§ **Recorded data**:

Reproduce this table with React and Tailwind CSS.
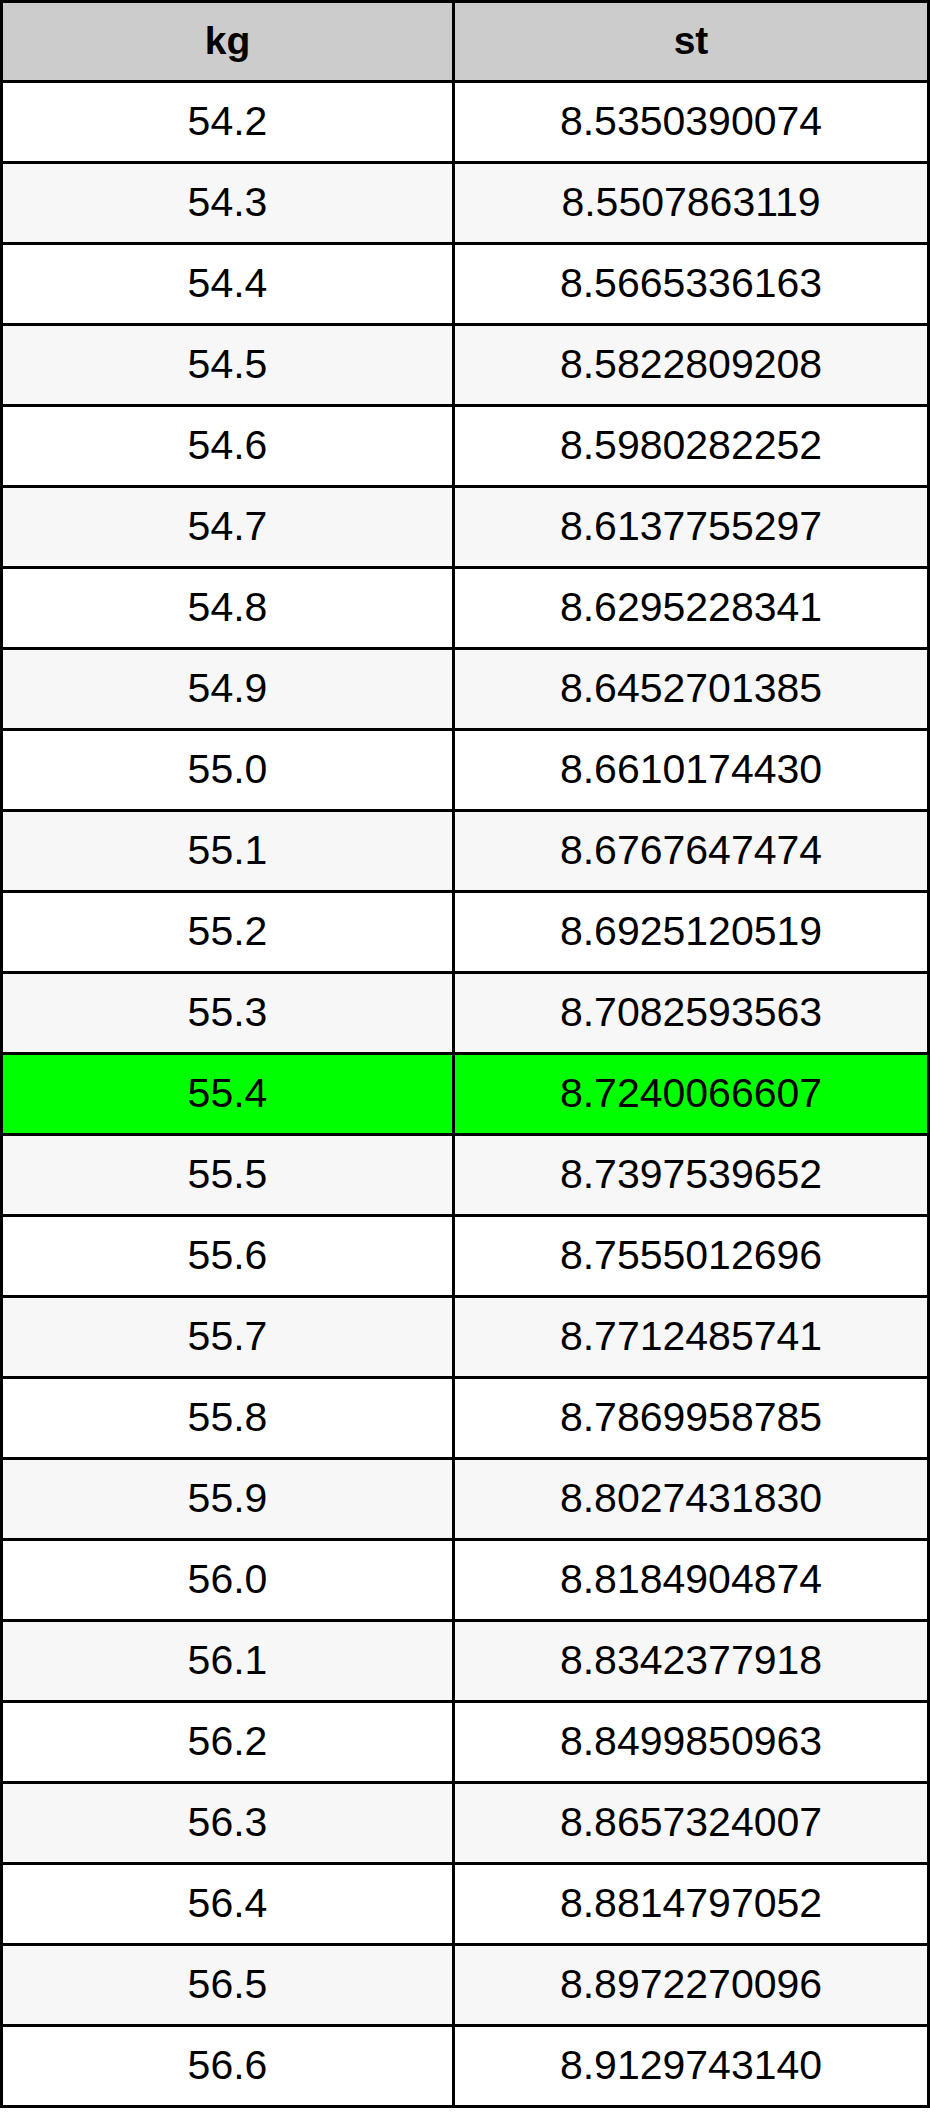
const rows = [
  ["54.2", "8.5350390074"],
  ["54.3", "8.5507863119"],
  ["54.4", "8.5665336163"],
  ["54.5", "8.5822809208"],
  ["54.6", "8.5980282252"],
  ["54.7", "8.6137755297"],
  ["54.8", "8.6295228341"],
  ["54.9", "8.6452701385"],
  ["55.0", "8.6610174430"],
  ["55.1", "8.6767647474"],
  ["55.2", "8.6925120519"],
  ["55.3", "8.7082593563"],
  ["55.4", "8.7240066607"],
  ["55.5", "8.7397539652"],
  ["55.6", "8.7555012696"],
  ["55.7", "8.7712485741"],
  ["55.8", "8.7869958785"],
  ["55.9", "8.8027431830"],
  ["56.0", "8.8184904874"],
  ["56.1", "8.8342377918"],
  ["56.2", "8.8499850963"],
  ["56.3", "8.8657324007"],
  ["56.4", "8.8814797052"],
  ["56.5", "8.8972270096"],
  ["56.6", "8.9129743140"],
];

export default function App() {
  return (
    <div className="w-[930px] h-[2115px] bg-white" style={{ fontFamily: '"Liberation Sans", Arial, sans-serif' }}>
      <div className="grid grid-cols-[449px_472px] gap-[3px] p-[3px] bg-black text-black">
        <div className="h-[77px] bg-[#cccccc] flex items-center justify-center font-bold text-[39px]">kg</div>
        <div className="h-[77px] bg-[#cccccc] flex items-center justify-center font-bold text-[39px]">st</div>
        {rows.map(([a, b], i) => {
          const bg = a === "55.4" ? "bg-[#00ff00]" : i % 2 === 1 ? "bg-[#f7f7f7]" : "bg-white";
          return [
            <div key={a + "a"} className={`h-[78px] ${bg} flex items-center justify-center text-[41px]`}>{a}</div>,
            <div key={a + "b"} className={`h-[78px] ${bg} flex items-center justify-center text-[41px]`}>{b}</div>,
          ];
        })}
      </div>
    </div>
  );
}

§ **Task instructions**:
Make an exact reproduction of the listing above, without any pictures.

§ **Task solution**:
Reproduce this table with React and Tailwind CSS.
const rows = [
  ["54.2", "8.5350390074"],
  ["54.3", "8.5507863119"],
  ["54.4", "8.5665336163"],
  ["54.5", "8.5822809208"],
  ["54.6", "8.5980282252"],
  ["54.7", "8.6137755297"],
  ["54.8", "8.6295228341"],
  ["54.9", "8.6452701385"],
  ["55.0", "8.6610174430"],
  ["55.1", "8.6767647474"],
  ["55.2", "8.6925120519"],
  ["55.3", "8.7082593563"],
  ["55.4", "8.7240066607"],
  ["55.5", "8.7397539652"],
  ["55.6", "8.7555012696"],
  ["55.7", "8.7712485741"],
  ["55.8", "8.7869958785"],
  ["55.9", "8.8027431830"],
  ["56.0", "8.8184904874"],
  ["56.1", "8.8342377918"],
  ["56.2", "8.8499850963"],
  ["56.3", "8.8657324007"],
  ["56.4", "8.8814797052"],
  ["56.5", "8.8972270096"],
  ["56.6", "8.9129743140"],
];

export default function App() {
  return (
    <div className="w-[930px] h-[2115px] bg-white" style={{ fontFamily: '"Liberation Sans", Arial, sans-serif' }}>
      <div className="grid grid-cols-[449px_472px] gap-[3px] p-[3px] bg-black text-black">
        <div className="h-[77px] bg-[#cccccc] flex items-center justify-center font-bold text-[39px]">kg</div>
        <div className="h-[77px] bg-[#cccccc] flex items-center justify-center font-bold text-[39px]">st</div>
        {rows.map(([a, b], i) => {
          const bg = a === "55.4" ? "bg-[#00ff00]" : i % 2 === 1 ? "bg-[#f7f7f7]" : "bg-white";
          return [
            <div key={a + "a"} className={`h-[78px] ${bg} flex items-center justify-center text-[41px]`}>{a}</div>,
            <div key={a + "b"} className={`h-[78px] ${bg} flex items-center justify-center text-[41px]`}>{b}</div>,
          ];
        })}
      </div>
    </div>
  );
}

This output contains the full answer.